A marine holds a puppy that was rescued during the aftermath of Super Typhoon Yutu. The military helped FEMA and the Commonwealth deliver aid to those affected by Super Typhoon Yutu, which damaged hundreds of homes and left many residents without shelter, power, food, or access to clean water. (Grace Simoneau/FEMA)

Puppies crawled over legs and laps, under chairs and knees, stretching to lick the faces of some of the cast and crew of the new NBC show “The Village” as they sat on the floor.

A small group from the show arrived at the headquarters of the nonprofit Warrior Canine Connection on Nov. 10 to get a better understanding of service dogs and their role in helping veterans.

The show, which will debut in early 2019, is set in Brooklyn and revolves around the lives of several people who live in the same apartment building. Two of them are veterans.

Nick, played by actor Warren Christie — currently on Fox’s “The Resident” — has just returned to the States after being deployed and lives in the city with his military dog, Jedi. Dominic Chianese -– “Junior” Soprano in “The Sopranos” and Johnny Ola in “The Godfather II” — plays another veteran, Enzo.

In order for actors Chianese and Christie to authentically portray veterans, NBC hired former Marine Lance Cpl. Jamel Daniels.

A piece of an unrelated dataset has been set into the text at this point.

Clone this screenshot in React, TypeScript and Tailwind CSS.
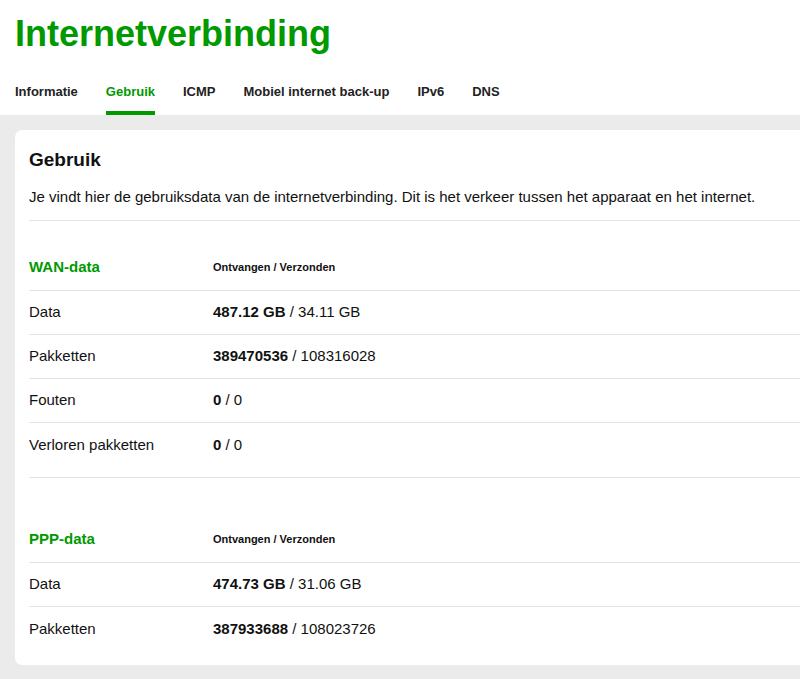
import React from 'react'

const tabs = ['Informatie', 'Gebruik', 'ICMP', 'Mobiel internet back-up', 'IPv6', 'DNS']

type Row = { label: string; rx: string; tx: string }

const wanRows: Row[] = [
  { label: 'Data', rx: '487.12 GB', tx: '34.11 GB' },
  { label: 'Pakketten', rx: '389470536', tx: '108316028' },
  { label: 'Fouten', rx: '0', tx: '0' },
  { label: 'Verloren pakketten', rx: '0', tx: '0' },
]

const pppRows: Row[] = [
  { label: 'Data', rx: '474.73 GB', tx: '31.06 GB' },
  { label: 'Pakketten', rx: '387933688', tx: '108023726' },
]

function DataTable({ title, rows, last }: { title: string; rows: Row[]; last?: boolean }) {
  return (
    <div className={last ? '' : 'pb-[10px] border-b border-[#e3e3e3]'}>
      <div className="flex items-center h-[47px] border-b border-[#e3e3e3]">
        <div className="w-[184px] text-[15px] font-bold text-[#009900]">{title}</div>
        <div className="text-[11px] font-bold text-[#111]">Ontvangen / Verzonden</div>
      </div>
      {rows.map((r, i) => (
        <div
          key={r.label}
          className={`flex items-center h-[44px] text-[15px] text-[#111] ${
            i < rows.length - 1 ? 'border-b border-[#e3e3e3]' : ''
          }`}
        >
          <div className="w-[184px]">{r.label}</div>
          <div>
            <span className="font-bold">{r.rx}</span> / {r.tx}
          </div>
        </div>
      ))}
    </div>
  )
}

export default function App() {
  return (
    <div className="min-h-screen bg-[#ebebeb]" style={{ fontFamily: "'Liberation Sans', Arial, sans-serif" }}>
      <div className="bg-white px-[15px]">
        <h1 className="pt-[15px] text-[36px] leading-[38px] font-bold text-[#009900]">Internetverbinding</h1>
        <nav className="flex gap-[28px] mt-[29px]">
          {tabs.map((t) => (
            <div
              key={t}
              className={`text-[13px] leading-[19px] font-bold pb-[10px] border-b-4 ${
                t === 'Gebruik' ? 'text-[#009900] border-[#009900]' : 'text-[#222] border-transparent'
              }`}
            >
              {t}
            </div>
          ))}
        </nav>
      </div>
      <div className="pt-[15px] pl-[15px] pb-[13px] overflow-hidden">
        <div className="bg-white rounded-l-[7px] -mr-4 pl-[14px] pb-[14px]">
          <div className="pt-[16px] pb-[12px] border-b border-[#e3e3e3]">
            <h2 className="text-[19px] leading-[28px] font-bold text-[#111]">Gebruik</h2>
            <p className="mt-[12px] text-[15px] leading-[22px] text-[#111]">
              Je vindt hier de gebruiksdata van de internetverbinding. Dit is het verkeer tussen het apparaat en het
              internet.
            </p>
          </div>
          <div className="pt-[23px]">
            <DataTable title="WAN-data" rows={wanRows} />
          </div>
          <div className="pt-[38px]">
            <DataTable title="PPP-data" rows={pppRows} last />
          </div>
        </div>
      </div>
    </div>
  )
}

All three visited the Warrior Canine Connection facility in Boyds, Md., where they talked with veterans and learned what it takes to train service dogs, including those in the “Liberty Litter” that greeted them.

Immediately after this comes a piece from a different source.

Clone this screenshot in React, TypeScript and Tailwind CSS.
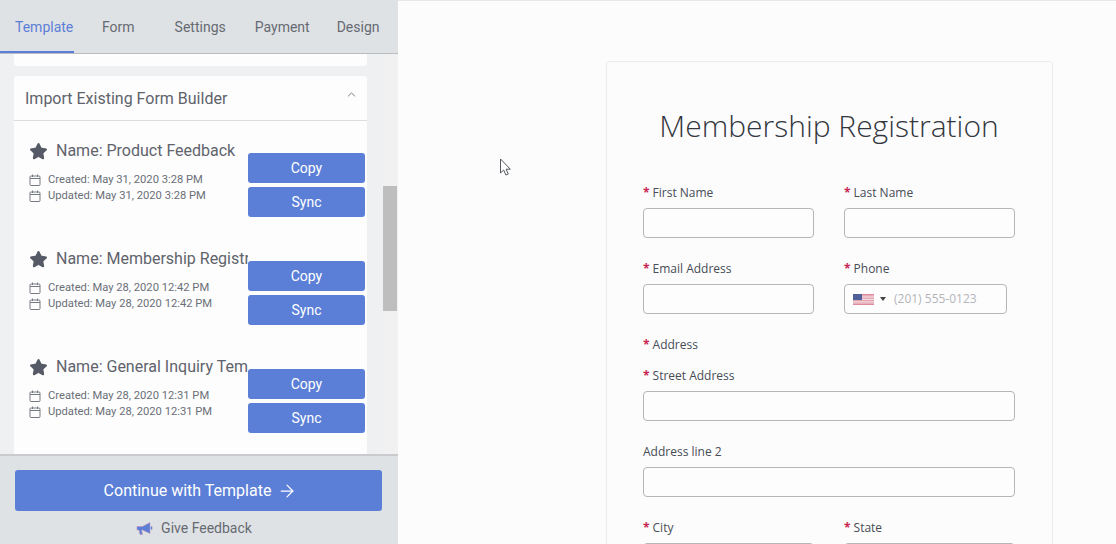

WCC workers “take these dogs and raise them and get them prepared for veterans … (The dogs) help out a lot with stress that people deal with: PTSD, everyday things that you wouldn’t even think of,” Daniels, 39, said.

‘We want it real’

Daniels served from 2002-2006, deploying to Iraq for eight months and 11 days. Attached to Battalion Landing Team, 1st Battalion, 2nd Marine Regiment, 24thMarine Expeditionary Unit, he was on his last day of deployment when tragedy struck Jan. 31, 2005, in Babil province.

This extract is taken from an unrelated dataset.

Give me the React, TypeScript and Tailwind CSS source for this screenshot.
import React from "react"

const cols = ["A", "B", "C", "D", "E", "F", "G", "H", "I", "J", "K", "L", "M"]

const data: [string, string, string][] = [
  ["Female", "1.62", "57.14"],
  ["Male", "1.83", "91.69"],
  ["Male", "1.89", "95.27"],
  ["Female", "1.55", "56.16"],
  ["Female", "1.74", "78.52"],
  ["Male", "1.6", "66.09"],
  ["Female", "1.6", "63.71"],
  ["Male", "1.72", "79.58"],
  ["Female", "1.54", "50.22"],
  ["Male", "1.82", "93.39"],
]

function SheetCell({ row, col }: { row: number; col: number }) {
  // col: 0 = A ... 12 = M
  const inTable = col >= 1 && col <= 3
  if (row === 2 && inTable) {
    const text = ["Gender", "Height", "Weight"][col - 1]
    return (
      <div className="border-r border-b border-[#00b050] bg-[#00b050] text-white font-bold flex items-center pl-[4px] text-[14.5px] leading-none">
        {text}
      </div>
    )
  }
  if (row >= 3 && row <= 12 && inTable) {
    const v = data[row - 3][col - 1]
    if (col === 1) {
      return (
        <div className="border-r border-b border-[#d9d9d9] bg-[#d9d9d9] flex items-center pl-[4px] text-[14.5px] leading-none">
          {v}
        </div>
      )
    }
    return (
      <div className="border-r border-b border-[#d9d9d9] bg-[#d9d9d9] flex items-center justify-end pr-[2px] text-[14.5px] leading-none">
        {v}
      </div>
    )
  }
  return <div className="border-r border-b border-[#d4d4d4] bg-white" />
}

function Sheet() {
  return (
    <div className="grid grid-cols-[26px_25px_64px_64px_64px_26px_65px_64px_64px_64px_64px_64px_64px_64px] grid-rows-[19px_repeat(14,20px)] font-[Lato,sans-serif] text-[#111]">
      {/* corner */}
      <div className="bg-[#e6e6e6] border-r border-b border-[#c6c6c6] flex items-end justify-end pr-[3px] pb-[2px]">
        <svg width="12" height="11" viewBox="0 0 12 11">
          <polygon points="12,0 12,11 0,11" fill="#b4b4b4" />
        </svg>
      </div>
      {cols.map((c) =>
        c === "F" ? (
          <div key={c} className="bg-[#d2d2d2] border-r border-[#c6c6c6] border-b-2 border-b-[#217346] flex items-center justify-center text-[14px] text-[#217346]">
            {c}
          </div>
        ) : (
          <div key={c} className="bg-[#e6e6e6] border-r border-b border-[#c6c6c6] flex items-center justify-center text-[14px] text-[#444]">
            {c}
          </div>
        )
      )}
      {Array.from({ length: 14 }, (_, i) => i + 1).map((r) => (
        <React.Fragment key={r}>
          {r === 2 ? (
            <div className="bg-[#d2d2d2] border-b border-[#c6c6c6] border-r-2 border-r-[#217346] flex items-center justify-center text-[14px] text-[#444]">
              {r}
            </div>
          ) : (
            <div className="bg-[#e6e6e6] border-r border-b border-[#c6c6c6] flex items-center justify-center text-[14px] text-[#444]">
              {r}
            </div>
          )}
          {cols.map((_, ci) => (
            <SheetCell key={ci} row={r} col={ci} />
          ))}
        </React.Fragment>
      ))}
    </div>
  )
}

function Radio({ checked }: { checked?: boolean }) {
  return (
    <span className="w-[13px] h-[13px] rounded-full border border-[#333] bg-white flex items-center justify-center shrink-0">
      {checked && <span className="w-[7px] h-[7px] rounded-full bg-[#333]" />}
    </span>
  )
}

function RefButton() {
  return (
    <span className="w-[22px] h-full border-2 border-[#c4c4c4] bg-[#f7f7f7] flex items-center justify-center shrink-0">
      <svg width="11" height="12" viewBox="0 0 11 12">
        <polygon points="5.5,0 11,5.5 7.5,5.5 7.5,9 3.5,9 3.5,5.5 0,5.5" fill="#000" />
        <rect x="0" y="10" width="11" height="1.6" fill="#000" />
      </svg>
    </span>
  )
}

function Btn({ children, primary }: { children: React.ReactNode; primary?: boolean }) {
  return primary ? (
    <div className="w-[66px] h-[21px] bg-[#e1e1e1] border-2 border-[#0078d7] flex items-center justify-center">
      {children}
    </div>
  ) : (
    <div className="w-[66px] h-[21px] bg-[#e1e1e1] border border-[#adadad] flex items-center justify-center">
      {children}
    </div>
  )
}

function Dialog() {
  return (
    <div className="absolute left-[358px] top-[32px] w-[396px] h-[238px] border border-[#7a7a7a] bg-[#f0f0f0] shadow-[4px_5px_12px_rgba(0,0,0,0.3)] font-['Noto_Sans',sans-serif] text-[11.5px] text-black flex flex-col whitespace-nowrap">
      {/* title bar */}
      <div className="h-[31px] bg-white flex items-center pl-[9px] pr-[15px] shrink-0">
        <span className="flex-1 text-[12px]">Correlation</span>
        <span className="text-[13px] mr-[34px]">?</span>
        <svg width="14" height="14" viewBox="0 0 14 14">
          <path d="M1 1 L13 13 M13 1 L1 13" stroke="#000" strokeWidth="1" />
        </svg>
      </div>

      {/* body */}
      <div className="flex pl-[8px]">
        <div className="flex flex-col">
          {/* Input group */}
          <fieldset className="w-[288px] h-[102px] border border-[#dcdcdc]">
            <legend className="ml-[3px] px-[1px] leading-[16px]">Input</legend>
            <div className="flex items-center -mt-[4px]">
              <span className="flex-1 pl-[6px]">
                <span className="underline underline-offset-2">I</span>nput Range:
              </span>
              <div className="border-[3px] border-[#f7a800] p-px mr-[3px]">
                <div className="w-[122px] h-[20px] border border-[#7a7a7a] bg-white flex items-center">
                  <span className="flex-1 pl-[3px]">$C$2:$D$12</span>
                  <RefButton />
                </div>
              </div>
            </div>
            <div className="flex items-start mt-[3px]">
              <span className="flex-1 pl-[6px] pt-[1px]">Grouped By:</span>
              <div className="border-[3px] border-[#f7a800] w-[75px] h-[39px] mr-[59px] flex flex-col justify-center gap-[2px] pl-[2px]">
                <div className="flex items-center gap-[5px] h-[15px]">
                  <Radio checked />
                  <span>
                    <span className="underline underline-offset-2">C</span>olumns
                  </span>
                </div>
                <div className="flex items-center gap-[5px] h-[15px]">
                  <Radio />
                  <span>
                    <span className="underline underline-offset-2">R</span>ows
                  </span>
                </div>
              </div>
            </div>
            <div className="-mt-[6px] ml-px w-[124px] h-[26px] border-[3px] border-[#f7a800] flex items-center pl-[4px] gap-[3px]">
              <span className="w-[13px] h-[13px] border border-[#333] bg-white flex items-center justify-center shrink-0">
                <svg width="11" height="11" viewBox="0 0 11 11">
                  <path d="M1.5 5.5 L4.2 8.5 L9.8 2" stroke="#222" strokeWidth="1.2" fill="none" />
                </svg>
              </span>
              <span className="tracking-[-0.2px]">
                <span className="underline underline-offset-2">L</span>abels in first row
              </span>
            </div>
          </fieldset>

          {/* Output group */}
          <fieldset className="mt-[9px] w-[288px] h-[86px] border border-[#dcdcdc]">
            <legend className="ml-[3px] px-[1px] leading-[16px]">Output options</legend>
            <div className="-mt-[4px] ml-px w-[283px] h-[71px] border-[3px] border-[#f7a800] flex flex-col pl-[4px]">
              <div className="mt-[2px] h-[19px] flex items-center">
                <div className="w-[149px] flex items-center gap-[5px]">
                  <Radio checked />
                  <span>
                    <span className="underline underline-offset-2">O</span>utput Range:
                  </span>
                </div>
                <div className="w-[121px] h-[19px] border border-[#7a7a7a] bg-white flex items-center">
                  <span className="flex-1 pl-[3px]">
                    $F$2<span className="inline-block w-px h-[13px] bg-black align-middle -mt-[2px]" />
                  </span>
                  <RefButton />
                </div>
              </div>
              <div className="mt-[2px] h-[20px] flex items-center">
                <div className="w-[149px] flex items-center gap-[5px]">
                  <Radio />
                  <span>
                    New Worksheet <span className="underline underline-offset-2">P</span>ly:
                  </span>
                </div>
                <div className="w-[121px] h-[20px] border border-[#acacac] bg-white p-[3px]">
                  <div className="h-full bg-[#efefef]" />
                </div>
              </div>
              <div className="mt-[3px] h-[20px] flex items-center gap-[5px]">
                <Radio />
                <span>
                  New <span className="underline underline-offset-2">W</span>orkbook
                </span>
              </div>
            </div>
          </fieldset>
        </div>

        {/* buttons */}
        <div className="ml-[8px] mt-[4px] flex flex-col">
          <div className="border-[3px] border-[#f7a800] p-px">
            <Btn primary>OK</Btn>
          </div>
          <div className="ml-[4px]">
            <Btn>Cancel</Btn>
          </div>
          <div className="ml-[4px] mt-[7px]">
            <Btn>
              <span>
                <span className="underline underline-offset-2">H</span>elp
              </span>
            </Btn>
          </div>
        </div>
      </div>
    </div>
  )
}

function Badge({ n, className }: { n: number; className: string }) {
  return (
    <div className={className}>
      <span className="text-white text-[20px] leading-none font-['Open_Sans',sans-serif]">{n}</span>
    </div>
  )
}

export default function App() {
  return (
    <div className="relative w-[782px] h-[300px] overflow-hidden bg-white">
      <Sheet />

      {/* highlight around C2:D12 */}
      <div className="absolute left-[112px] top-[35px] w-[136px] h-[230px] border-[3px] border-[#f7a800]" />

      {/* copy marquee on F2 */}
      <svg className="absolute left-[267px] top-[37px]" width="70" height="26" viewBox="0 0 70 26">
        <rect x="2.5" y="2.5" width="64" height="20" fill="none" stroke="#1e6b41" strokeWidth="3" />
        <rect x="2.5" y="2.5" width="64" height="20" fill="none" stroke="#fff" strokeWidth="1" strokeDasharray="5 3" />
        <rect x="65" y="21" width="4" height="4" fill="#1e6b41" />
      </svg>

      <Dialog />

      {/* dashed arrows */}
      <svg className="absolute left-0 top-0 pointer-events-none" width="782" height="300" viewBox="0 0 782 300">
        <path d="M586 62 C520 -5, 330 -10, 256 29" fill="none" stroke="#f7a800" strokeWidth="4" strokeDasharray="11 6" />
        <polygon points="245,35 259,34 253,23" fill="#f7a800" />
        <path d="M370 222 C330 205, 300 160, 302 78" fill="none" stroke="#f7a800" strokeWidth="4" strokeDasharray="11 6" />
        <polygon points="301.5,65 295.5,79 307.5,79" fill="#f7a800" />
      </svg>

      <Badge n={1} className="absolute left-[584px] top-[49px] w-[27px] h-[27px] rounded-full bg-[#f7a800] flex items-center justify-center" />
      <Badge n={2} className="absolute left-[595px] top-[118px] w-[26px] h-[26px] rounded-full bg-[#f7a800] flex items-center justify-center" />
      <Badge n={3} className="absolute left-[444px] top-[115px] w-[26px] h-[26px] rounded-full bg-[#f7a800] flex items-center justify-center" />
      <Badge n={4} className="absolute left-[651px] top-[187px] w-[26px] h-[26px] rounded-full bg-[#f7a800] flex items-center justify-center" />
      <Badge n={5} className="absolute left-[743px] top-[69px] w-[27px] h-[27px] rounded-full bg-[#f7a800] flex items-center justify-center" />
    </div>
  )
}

“We got hit with an IED, which blew up underneath my vehicle. I was the gunner on top of the turret in which our vehicle got hit. Three guys died in my vehicle. Just two of us survived,” Daniels said. Lance Cpl. Ronald Howard was also wounded and survived the attack.

Those killed were Lance Cpl. Jason C. Redifer, 19, of Virginia; Lance Cpl. Harry R. Swain IV, 21, of New Jersey; and Cpl. Christopher E. Zimny, 27, of Illinois.

Daniels was severely injured in the attack, and his left leg had to be amputated. After more than a year of physical rehabilitation and 11 months in a wheelchair, he had to come to terms with post-traumatic stress disorder and survivor’s guilt.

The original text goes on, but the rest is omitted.